Implement pool-controlled nonce allocation

author: fireice-uk <fireice-uk@users.noreply.github.com> 2017-10-13 16:35:10 +0100
committer: fireice-uk <fireice-uk@users.noreply.github.com> 2017-10-22 13:12:52 +0100
commit: f13f70c28eb9e4b38d3b4932f5845f1d5cc01906 (patch)
tree: dc2b85e4ddd9b02e35729502dd6ae96fc2443568 /xmrstak/backend
parent: 610f4f0fa72c60daa14dc0661f58ba23563afb61 (diff)
download: xmr-stak-f13f70c28eb9e4b38d3b4932f5845f1d5cc01906.zip
xmr-stak-f13f70c28eb9e4b38d3b4932f5845f1d5cc01906.tar.gz
7 files changed, 85 insertions, 65 deletions
diff --git a/xmrstak/backend/amd/minethd.cpp b/xmrstak/backend/amd/minethd.cpp
index 5ca10d3..048c3f0 100644
--- a/xmrstak/backend/amd/minethd.cpp
+++ b/xmrstak/backend/amd/minethd.cpp
@@ -167,13 +167,11 @@ void minethd::consume_work()
 void minethd::work_main()
 {
 	uint64_t iCount = 0;
-
 	cryptonight_ctx* cpu_ctx;
 	cpu_ctx = cpu::minethd::minethd_alloc_ctx();
 	cn_hash_fun hash_fun = cpu::minethd::func_selector(::jconf::inst()->HaveHardwareAes(), true /*bNoPrefetch*/);
-	
+	pGpuCtx->Nonce = *(uint32_t*)(oWork.bWorkBlob + 39);
 	globalStates::inst().iConsumeCnt++;
-	uint32_t* piNonce = (uint32_t*)(oWork.bWorkBlob + 39);
 	
 	while (bQuit == 0)
 	{
@@ -190,10 +188,8 @@ void minethd::work_main()
 			continue;
 		}
 
-		if(oWork.bNiceHash)
-			pGpuCtx->Nonce = calc_nicehash_nonce(*piNonce, oWork.iResumeCnt);
-		else
-			pGpuCtx->Nonce = calc_start_nonce(oWork.iResumeCnt);
+		uint32_t h_per_round = pGpuCtx->rawIntensity;
+		size_t round_ctr = 0;
 
 		assert(sizeof(job_result::sJobID) == sizeof(pool_job::sJobID));
 		uint32_t target = oWork.iTarget32;
@@ -201,6 +197,15 @@ void minethd::work_main()
 
 		while(globalStates::inst().iGlobalJobNo.load(std::memory_order_relaxed) == iJobNo)
 		{
+			//Allocate a new nonce every 16 rounds
+			if((++round_ctr & 0xF) == 0)
+			{
+				if(oWork.bNiceHash)
+					pGpuCtx->Nonce = globalStates::inst().calc_start_nonce(pGpuCtx->Nonce & 0xFF000000u, h_per_round * 16);
+				else
+					pGpuCtx->Nonce = globalStates::inst().calc_start_nonce(0, h_per_round * 16);
+			}
+
 			cl_uint results[0x100];
 			memset(results,0,sizeof(cl_uint)*(0x100));
 
diff --git a/xmrstak/backend/cpu/minethd.cpp b/xmrstak/backend/cpu/minethd.cpp
index 625fbe4..f677459 100644
--- a/xmrstak/backend/cpu/minethd.cpp
+++ b/xmrstak/backend/cpu/minethd.cpp
@@ -335,25 +335,35 @@ void minethd::work_main()

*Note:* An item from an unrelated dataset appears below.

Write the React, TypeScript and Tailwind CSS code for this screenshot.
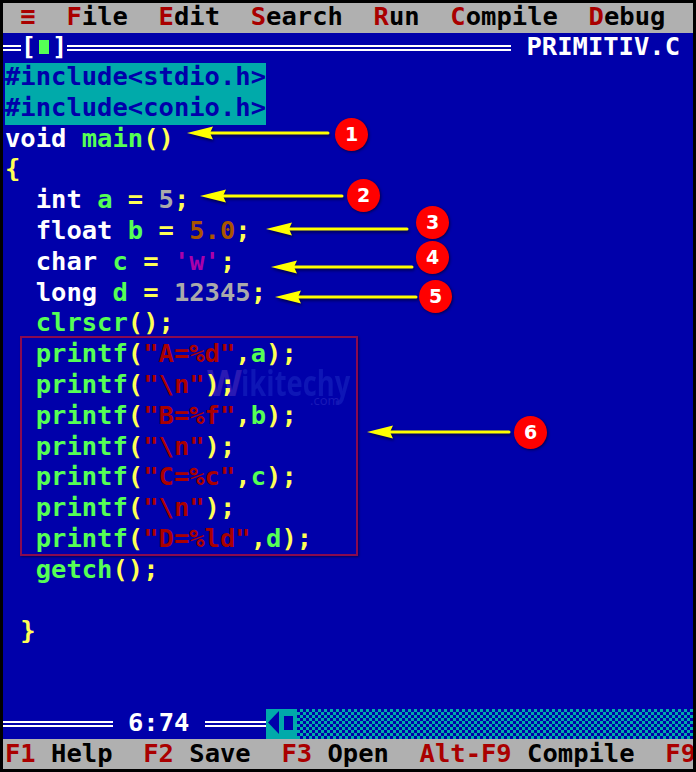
const RED = "text-[#aa0000]"
const WHITE = "text-white"
const GREEN = "text-[#55ff55]"
const YELLOW = "text-[#ffff55]"
const GRAY = "text-[#aaaaaa]"
const ORANGE = "text-[#aa5500]"
const MAGENTA = "text-[#aa00aa]"

type Seg = [string, string]

const code: Seg[][] = [
  [["void ", WHITE], ["main", GREEN], ["()", YELLOW]],
  [["{", YELLOW]],
  [["  int ", WHITE], ["a ", GREEN], ["= ", YELLOW], ["5", GRAY], [";", YELLOW]],
  [["  float ", WHITE], ["b ", GREEN], ["= ", YELLOW], ["5.0", ORANGE], [";", YELLOW]],
  [["  char ", WHITE], ["c ", GREEN], ["= ", YELLOW], ["'w'", MAGENTA], [";", YELLOW]],
  [["  long ", WHITE], ["d ", GREEN], ["= ", YELLOW], ["12345", GRAY], [";", YELLOW]],
  [["  clrscr", GREEN], ["();", YELLOW]],
  [["  printf", GREEN], ["(", YELLOW], ['"A=%d"', RED], [",", YELLOW], ["a", GREEN], [");", YELLOW]],
  [["  printf", GREEN], ["(", YELLOW], ['"\\n"', RED], [");", YELLOW]],
  [["  printf", GREEN], ["(", YELLOW], ['"B=%f"', RED], [",", YELLOW], ["b", GREEN], [");", YELLOW]],
  [["  printf", GREEN], ["(", YELLOW], ['"\\n"', RED], [");", YELLOW]],
  [["  printf", GREEN], ["(", YELLOW], ['"C=%c"', RED], [",", YELLOW], ["c", GREEN], [");", YELLOW]],
  [["  printf", GREEN], ["(", YELLOW], ['"\\n"', RED], [");", YELLOW]],
  [["  printf", GREEN], ["(", YELLOW], ['"D=%ld"', RED], [",", YELLOW], ["d", GREEN], [");", YELLOW]],
  [["  getch", GREEN], ["();", YELLOW]],
  [["", WHITE]],
  [[" }", YELLOW]],
]

const arrows = [
  { tip: 187, tail: 328, y: 133 },
  { tip: 200, tail: 342, y: 196 },
  { tip: 266, tail: 407, y: 229 },
  { tip: 271, tail: 412, y: 267 },
  { tip: 275, tail: 416, y: 297 },
  { tip: 367, tail: 509, y: 432 },
]

function Line({ segs }: { segs: Seg[] }) {
  return (
    <div className="h-[30.8px] leading-[26.8px] whitespace-pre">
      {segs.map(([text, color], i) => (
        <span key={i} className={color}>
          {text}
        </span>
      ))}
    </div>
  )
}

function DoubleRule({ className = "" }: { className?: string }) {
  return <div className={`h-[6px] border-y-2 border-white ${className}`} />
}

function Badge({ n, className }: { n: number; className: string }) {
  return (
    <div
      className={`absolute flex h-[33px] w-[33px] items-center justify-center rounded-full bg-[#ff0000] font-['DejaVu_Sans'] text-[19px] font-bold text-white shadow-[1px_1px_3px_rgba(0,0,40,0.7)] ${className}`}
    >
      {n}
    </div>
  )
}

export default function App() {
  return (
    <div className="relative isolate h-[772px] w-[696px] overflow-hidden border-[3px] border-black bg-[#0000aa] font-['DejaVu_Sans_Mono',monospace] text-[25.5px] font-bold">
      <div className="flex h-full flex-col">
        {/* 顶部菜单 */}
        <div className="h-[30px] shrink-0 whitespace-pre bg-[#b0b0b0] pl-[2px] leading-[26px] text-black">
          {" "}
          <span className={RED}>≡</span>
          {"  "}
          <span className={RED}>F</span>ile{"  "}
          <span className={RED}>E</span>dit{"  "}
          <span className={RED}>S</span>earch{"  "}
          <span className={RED}>R</span>un{"  "}
          <span className={RED}>C</span>ompile{"  "}
          <span className={RED}>D</span>ebug
        </div>

        {/* 标题栏 */}
        <div className="flex h-[30px] shrink-0 items-center text-white">
          <DoubleRule className="w-[18px]" />
          <div className="flex h-[30px] w-[46px] items-center justify-center gap-[3px] leading-[26px]">
            <span className="-translate-y-[2px]">[</span>
            <span className="h-[14px] w-[10px] shrink-0 -translate-y-[1px] bg-[#55ff55]" />
            <span className="-translate-y-[2px]">]</span>
          </div>
          <DoubleRule className="flex-1" />
          <span className="ml-[15px] mr-[13px] -translate-y-[2px]">PRIMITIV.C</span>
        </div>

        {/* 代码区 */}
        <div className="flex-1 overflow-hidden pl-[2px]">
          <div className="w-[261px] bg-[#00aaaa]">
            <Line segs={[["#include<stdio.h>", "text-[#0000aa]"]]} />
            <Line segs={[["#include<conio.h>", "text-[#0000aa]"]]} />
          </div>
          {code.map((segs, i) => (
            <Line key={i} segs={segs} />
          ))}
        </div>

        {/* 状态栏 */}
        <div className="flex h-[30px] shrink-0 items-center text-white">
          <DoubleRule className="w-[110px]" />
          <span className="ml-[15px] mr-[16px] -translate-y-[2px]">6:74</span>
          <DoubleRule className="w-[61px]" />
          <div className="relative h-[30px] w-[31px] bg-[#00aaaa]">
            <svg className="absolute left-0 top-0" width="31" height="30" viewBox="0 0 31 30">
              <path d="M2 13.5 L13 2 V25 Z" fill="#0000aa" />
              <rect x="18" y="7" width="9" height="14" fill="#0000aa" />
            </svg>
          </div>
          <div className="h-[30px] flex-1 bg-[repeating-conic-gradient(#00aaaa_0_25%,#0000aa_0_50%)] bg-[length:6px_6px]" />
        </div>

        {/* 底部快捷键 */}
        <div className="h-[30px] shrink-0 overflow-hidden whitespace-pre bg-[#b0b0b0] pl-[2px] leading-[28px] text-black">
          <span className={RED}>F1</span> Help{"  "}
          <span className={RED}>F2</span> Save{"  "}
          <span className={RED}>F3</span> Open{"  "}
          <span className={RED}>Alt-F9</span> Compile{"  "}
          <span className={RED}>F9</span>
        </div>
      </div>

      {/* 水印，压在代码下面 */}
      <div className="absolute left-[204px] top-[358px] -z-10 flex whitespace-pre font-['Open_Sans'] text-[36px] font-bold leading-[44px]">
        <span className="text-[#2a1ab4]">W</span>
        <span className="-ml-[1px] inline-block origin-left scale-x-[0.76] text-[#0e16b6]">ikitechy</span>
      </div>
      <div className="absolute left-[307px] top-[390px] -z-10 font-['Open_Sans'] text-[13px] font-normal leading-[14px] text-[#1a1ab8]">
        .com
      </div>

      {/* 红框 */}
      <div className="absolute left-[17px] top-[333px] h-[220px] w-[338px] border-2 border-[#8a0a50] shadow-[1px_1px_2px_rgba(0,0,40,0.6)]" />

      {/* 箭头 */}
      <svg
        className="absolute -left-[3px] -top-[3px] drop-shadow-[1px_2px_1.5px_rgba(0,0,40,0.7)]"
        width="696"
        height="772"
        viewBox="0 0 696 772"
      >
        {arrows.map((a) => (
          <g key={a.y}>
            <line x1={a.tip + 20} y1={a.y} x2={a.tail} y2={a.y} stroke="#ffff00" strokeWidth="3" strokeLinecap="round" />
            <path
              d={`M${a.tip} ${a.y} L${a.tip + 26} ${a.y - 6.5} L${a.tip + 23} ${a.y} L${a.tip + 26} ${a.y + 6.5} Z`}
              fill="#ffff00"
            />
          </g>
        ))}
      </svg>

      {/* 序号 */}
      <Badge n={1} className="left-[332px] top-[115px]" />
      <Badge n={2} className="left-[344px] top-[176px]" />
      <Badge n={3} className="left-[413px] top-[203px]" />
      <Badge n={4} className="left-[413px] top-[238px]" />
      <Badge n={5} className="left-[416px] top-[277px]" />
      <Badge n={6} className="left-[511px] top-[413px]" />
    </div>
  )
}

 			    either because of network latency, or a socket problem. Since we are
 			    raison d'etre of this software it us sensible to just wait until we have something*/
 
-			while (globalStates::inst().inst().iGlobalJobNo.load(std::memory_order_relaxed) == iJobNo)
+			while (globalStates::inst().iGlobalJobNo.load(std::memory_order_relaxed) == iJobNo)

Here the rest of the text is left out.